The question of how to modernize the current rules dealing with locates and delivery against shorts is a complex one, which the Securities Industry Association's Securities Lending Division Executive Committee, the Securities Operations Division, the Clearing Committee and the Prime Broker Committee and other industry participants such as the DTCC and options clearing firms have been discussing with the New York Stock Exchange and others. The Firms do not wish to prejudge the outcome of those discussions, but believe the Commission should be guided by those outcomes in revising the approach taken in Regulation SHO. The Firms believe a suitable approach to the issue of locate delivery obligations would include the following:
(1) the Commission should endorse the adoption of standard regulatory buy-in requirements for fails aged more than a specified number of days on securities that are experiencing Street-wide clearance problems. Such requirements should be similar to NASD Uniform Practice Code Rule 11830 to avoid regulatory inconsistencies, but not necessarily identical. The Firms recommend that the NYSE, the NASD and the Commission seek comments as to whether the current criteria for Rule 11830 be modified and uniformly applied;
(2) The resulting standards should require that firms that accept orders to sell short in securities which are listed on a Rule 11830 list adopt additional practices to lessen the potential for incurring fails upon settlement;
(3) The standards also should require that executing and prime brokers reconcile trade information received from the customer regarding whether the sale is long or short; and
(4) The standards should revise current buy-in rules to provide for a better allocation of responsibilities, more uniformity, more timeliness and greater efficiencies.
9. Aggregation Units - Proposed Rule 200(e).
The test stated in proposed Rule 200(e)(3) is difficult to apply in practice since it often is difficult to know whether trading objectives that involve, for example, short-term holding can be put in different aggregation units if they are similar in appearance but involve different, computer-driven trading algorithms, such as black boxes and mean reversion strategies, that are not designed by a single individual or group working together. Requiring the aggregation of such trading programs for short sale purposes is not workable and is not required for investor protection. In addition, the Firms recommend that the Commission consider expanding the availability of the exception to include the buy-side, including collective investment vehicles that are not registered as broker-dealers.
10. Arbitrage Exceptions - Proposed Rule 201(d)(5).
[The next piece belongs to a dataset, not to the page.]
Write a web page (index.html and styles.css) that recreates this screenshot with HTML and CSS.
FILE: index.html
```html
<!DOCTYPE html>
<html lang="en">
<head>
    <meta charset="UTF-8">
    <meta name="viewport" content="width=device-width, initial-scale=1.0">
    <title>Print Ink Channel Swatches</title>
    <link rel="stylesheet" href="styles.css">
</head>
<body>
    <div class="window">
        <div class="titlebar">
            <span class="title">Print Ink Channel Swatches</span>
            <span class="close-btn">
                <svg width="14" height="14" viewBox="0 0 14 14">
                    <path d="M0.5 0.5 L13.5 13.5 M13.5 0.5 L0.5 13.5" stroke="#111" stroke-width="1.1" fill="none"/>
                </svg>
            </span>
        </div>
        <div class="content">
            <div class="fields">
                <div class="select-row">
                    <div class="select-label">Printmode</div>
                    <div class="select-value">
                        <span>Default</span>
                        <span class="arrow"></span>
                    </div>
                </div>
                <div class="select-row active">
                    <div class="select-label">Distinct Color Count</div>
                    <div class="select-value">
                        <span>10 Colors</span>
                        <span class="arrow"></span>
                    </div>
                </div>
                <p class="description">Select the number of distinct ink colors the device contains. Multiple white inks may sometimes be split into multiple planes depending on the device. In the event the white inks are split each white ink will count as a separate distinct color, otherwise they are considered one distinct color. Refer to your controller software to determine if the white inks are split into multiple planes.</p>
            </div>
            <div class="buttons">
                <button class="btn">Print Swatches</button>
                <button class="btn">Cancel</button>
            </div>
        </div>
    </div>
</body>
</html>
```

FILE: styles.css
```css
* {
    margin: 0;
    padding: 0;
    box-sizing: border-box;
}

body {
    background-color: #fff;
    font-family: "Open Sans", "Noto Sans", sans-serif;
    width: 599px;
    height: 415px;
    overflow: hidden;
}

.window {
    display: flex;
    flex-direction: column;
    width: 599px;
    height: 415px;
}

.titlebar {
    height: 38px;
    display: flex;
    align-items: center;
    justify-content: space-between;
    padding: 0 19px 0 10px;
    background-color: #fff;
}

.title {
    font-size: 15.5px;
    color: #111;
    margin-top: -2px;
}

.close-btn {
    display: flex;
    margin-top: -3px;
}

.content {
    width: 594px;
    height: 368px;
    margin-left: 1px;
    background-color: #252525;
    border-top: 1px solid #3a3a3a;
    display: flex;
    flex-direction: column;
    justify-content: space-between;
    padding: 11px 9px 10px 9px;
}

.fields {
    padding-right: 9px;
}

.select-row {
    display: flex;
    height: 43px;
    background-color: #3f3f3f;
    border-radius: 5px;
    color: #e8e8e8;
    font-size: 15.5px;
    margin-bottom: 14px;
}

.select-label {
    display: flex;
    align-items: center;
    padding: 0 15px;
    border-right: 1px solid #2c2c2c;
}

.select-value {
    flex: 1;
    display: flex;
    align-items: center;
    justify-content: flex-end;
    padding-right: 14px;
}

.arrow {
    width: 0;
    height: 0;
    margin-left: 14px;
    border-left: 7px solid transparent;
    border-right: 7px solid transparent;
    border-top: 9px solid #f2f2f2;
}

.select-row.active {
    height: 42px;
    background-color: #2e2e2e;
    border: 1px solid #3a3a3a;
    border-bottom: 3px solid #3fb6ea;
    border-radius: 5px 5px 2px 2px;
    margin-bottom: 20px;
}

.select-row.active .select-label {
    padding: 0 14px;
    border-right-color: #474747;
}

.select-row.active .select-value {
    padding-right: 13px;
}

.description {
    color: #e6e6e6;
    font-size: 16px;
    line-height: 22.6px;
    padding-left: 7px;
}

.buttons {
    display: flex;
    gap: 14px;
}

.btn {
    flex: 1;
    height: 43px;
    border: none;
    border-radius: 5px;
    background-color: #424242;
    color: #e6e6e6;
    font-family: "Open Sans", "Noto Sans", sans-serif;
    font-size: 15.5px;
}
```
In general, the Firms believe the Commission should update the arbitrage exceptions to cover any trading strategy, including a hedged strategy, where the positions offset most if not all the risk of one another. The test should not turn on "intent", which is subjective and often difficult to measure, but should turn instead on whether, using the Black-Scholes pricing model or another "responsible method"14 of determining risk and the offsetting of risk, the strategy involves hedged positions rather than a directionally biased position favoring a market decline. In addition, the original 1986 Merrill Lynch relief15 should be expanded to cover the following:
(i) rebalancing of proprietary long or short positions in stocks underlying broad-based indices, that is, indices involving 20 or more stocks, where the sponsor of the index is changing the composition of the index (either the stocks included or the weighting, or both);
(ii) the unwinding of an arbitrage between an exchange-traded fund (an "ETF"), such as the "QQQ" ETF, and a portfolio consisting of all, or a representative sample, of the stocks underlying the ETF; and
(iii) the unwinding of an arbitrage between a warrant on a broad-based index where the warrant is listed on a national securities exchange in the United States and the underlying stocks, where in any of these three cases the sales would be deemed short solely as a result of the netting of the arbitrage position with short positions created in the course of Section 11(a)(1)(D) activities.
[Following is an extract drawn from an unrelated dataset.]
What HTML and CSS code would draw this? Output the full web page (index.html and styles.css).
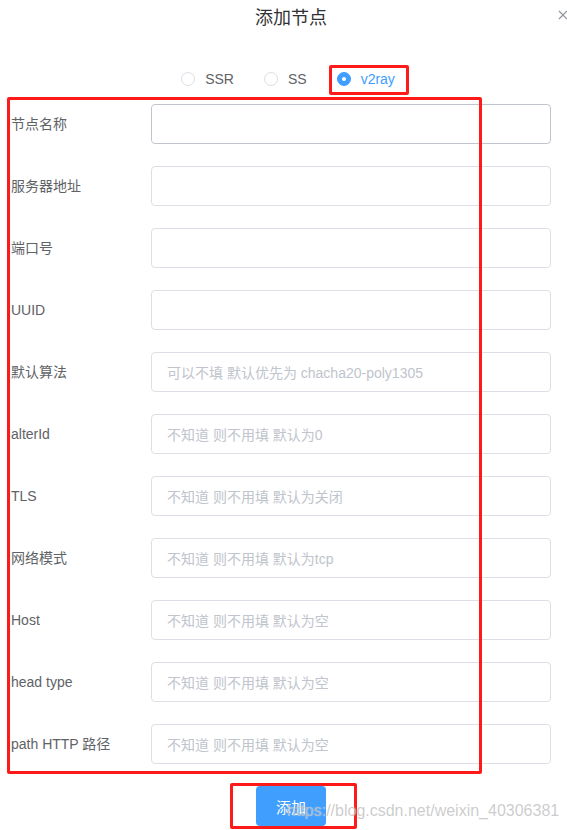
FILE: index.html
```html
<!DOCTYPE html>
<html lang="zh-CN">
<head>
<meta charset="utf-8">
<title>添加节点</title>
<link rel="stylesheet" href="styles.css">
</head>
<body>
<div class="dialog">
  <div class="header">
    <span class="title">添加节点</span>
    <span class="close"><svg width="10" height="10" viewBox="0 0 10 10"><path d="M1 1L9 9M9 1L1 9" stroke="#909399" stroke-width="1.2" fill="none"/></svg></span>
  </div>
  <div class="radios">
    <label class="radio"><span class="dot"></span><span class="rlabel">SSR</span></label>
    <label class="radio"><span class="dot"></span><span class="rlabel">SS</span></label>
    <label class="radio checked"><span class="dot"></span><span class="rlabel">v2ray</span></label>
  </div>
  <form class="form">
    <div class="item"><span class="label">节点名称</span><div class="input hover"></div></div>
    <div class="item"><span class="label">服务器地址</span><div class="input"></div></div>
    <div class="item"><span class="label">端口号</span><div class="input"></div></div>
    <div class="item"><span class="label">UUID</span><div class="input"></div></div>
    <div class="item"><span class="label">默认算法</span><div class="input"><span class="ph">可以不填 默认优先为 chacha20-poly1305</span></div></div>
    <div class="item"><span class="label">alterId</span><div class="input"><span class="ph">不知道 则不用填 默认为0</span></div></div>
    <div class="item"><span class="label">TLS</span><div class="input"><span class="ph">不知道 则不用填 默认为关闭</span></div></div>
    <div class="item"><span class="label">网络模式</span><div class="input"><span class="ph">不知道 则不用填 默认为tcp</span></div></div>
    <div class="item"><span class="label">Host</span><div class="input"><span class="ph">不知道 则不用填 默认为空</span></div></div>
    <div class="item"><span class="label">head type</span><div class="input"><span class="ph">不知道 则不用填 默认为空</span></div></div>
    <div class="item"><span class="label">path HTTP 路径</span><div class="input"><span class="ph">不知道 则不用填 默认为空</span></div></div>
  </form>
  <div class="footer"><button class="btn" type="button">添加</button></div>
</div>
<div class="mark mark-radio"></div>
<div class="mark mark-form"></div>
<div class="mark mark-btn"></div>
<div class="watermark">https://blog.csdn.net/weixin_40306381</div>
</body>
</html>
```
FILE: styles.css
```css
html, body {
  margin: 0;
  padding: 0;
  background: #fff;
  overflow: hidden;
}
body {
  font-family: "Liberation Sans", "Noto Sans CJK SC", sans-serif;
  color: #606266;
  width: 567px;
  height: 830px;
  position: relative;
}
.dialog {
  width: 582px;
}
.header {
  position: relative;
  height: 30px;
  padding-top: 6px;
  box-sizing: border-box;
  text-align: center;
}
.title {
  display: inline-block;
  font-size: 18px;
  line-height: 24px;
  color: #303133;
}
.close {
  position: absolute;
  left: 558px;
  top: 10px;
  width: 10px;
  height: 10px;
  display: block;
}
.close svg { display: block; }
.radios {
  margin-top: 39px;
  height: 20px;
  display: flex;
  justify-content: center;
  padding-right: 6px;
}
.radio {
  display: flex;
  align-items: center;
  margin-right: 30px;
  font-size: 14px;
  line-height: 20px;
  color: #606266;
}
.radio:last-child { margin-right: 0; }
.dot {
  width: 14px;
  height: 14px;
  box-sizing: border-box;
  border: 1px solid #dcdfe6;
  border-radius: 50%;
  background: #fff;
  position: relative;
}
.rlabel { padding-left: 10px; }
.checked .dot {
  background: #409eff;
  border-color: #409eff;
}
.checked .dot::after {
  content: "";
  position: absolute;
  width: 4px;
  height: 4px;
  border-radius: 50%;
  background: #fff;
  left: 4px;
  top: 4px;
}
.checked .rlabel { color: #409eff; }
.form {
  margin: 15px 0 0 0;
  padding-left: 11px;
}
.item {
  display: flex;
  align-items: center;
  height: 40px;
  margin-bottom: 22px;
}
.label {
  width: 140px;
  flex: none;
  font-size: 14px;
  line-height: 40px;
  color: #606266;
  white-space: nowrap;
}
.input {
  width: 400px;
  height: 40px;
  box-sizing: border-box;
  border: 1px solid #dcdfe6;
  border-radius: 4px;
  padding-left: 15px;
  display: flex;
  align-items: center;
}
.input.hover { border-color: #c0c4cc; }
.ph {
  font-size: 14px;
  color: #c0c4cc;
  white-space: nowrap;
}
.footer {
  text-align: center;
  height: 40px;
}
.btn {
  width: 70px;
  height: 40px;
  border: none;
  border-radius: 4px;
  background: #409eff;
  color: #fff;
  font-family: "Liberation Sans", "Noto Sans CJK SC", sans-serif;
  font-size: 15px;
  padding: 0;
}
.mark {
  position: absolute;
  border: 3px solid #ff1a1a;
  border-radius: 2px;
  box-sizing: border-box;
}
.mark-radio { left: 329px; top: 65px; width: 80px; height: 30px; }
.mark-form { left: 7px; top: 97px; width: 475px; height: 677px; }
.mark-btn { left: 230px; top: 783px; width: 127px; height: 46px; }
.watermark {
  position: absolute;
  left: 287px;
  top: 800px;
  font-size: 16px;
  line-height: 22px;
  color: rgba(170, 170, 170, 0.6);
  text-shadow: 0 0 1px rgba(255, 255, 255, 0.7);
  white-space: nowrap;
}
```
The Firms further suggest the exception should apply equally to both convertible securities and "exchangeable" securities, that is securities exchangeable for securities of a different issuer. In addition, the Commission should delete the limitation in the proposed rule that is not in current paragraph (e)(7) of Rule 10a-1, that to be eligible for the exemption the investor must thereafter exercise the embedded right and acquire the underlying securities. Read literally, that further condition would make the rule unavailable after the fact if the firm relying on the exception to make the short sale thereafter decided not to convert the overlying security because, e.g., it was no longer in the money. The exception should instead be available regardless of exercise and regardless of whether the convertible or exchangeable security, upon exercise, results in a receipt of the physical security that underlies it or instead of the cash-equivalent value.
11. Merger Arbitrage - Proposed Rule 201(e)(7).
Merger arbitrage involves a hedged transaction and an exemption from short sale regulation for merger arbitrage is not likely to promote abuse. The Firms, therefore, recommend that the Commission include a merger arbitrage exemption in proposed Rule 201(e)(7). As in other forms of arbitrage, merger arbitrage involves a hedge between what may be viewed as two markets, the current market price and the contingent parity value if the merger is consummated.16
12. 2% DJIA Decline as a Condition for Liquidations of Index Arbitrage
This new test seems unnecessary, particularly in view of existing circuit breakers. It is not clear what problem the Commission proposes to solve with this provision. The Firms recommend that, unless the current relief under the Merrill Lynch letter has caused problems in times of market decline, the 2% test should be eliminated.
13. Debt Securities.
In the Release, the Commission asks whether Regulation SHO should be expanded to cover bonds. The Firms recommend against such an expansion. Fixed-income securities, including convertible debt and preferred, trade in relation to one another and at spreads to benchmark Treasury securities. They are not susceptible to manipulative conduct of the type short sale price regulation is intended to deter.
* * *
The Firms appreciate the opportunity to offer their comments to the Commission on Regulation SHO. If they may be of further service to the Commission or its staff in their evaluation of these matters, please let me know.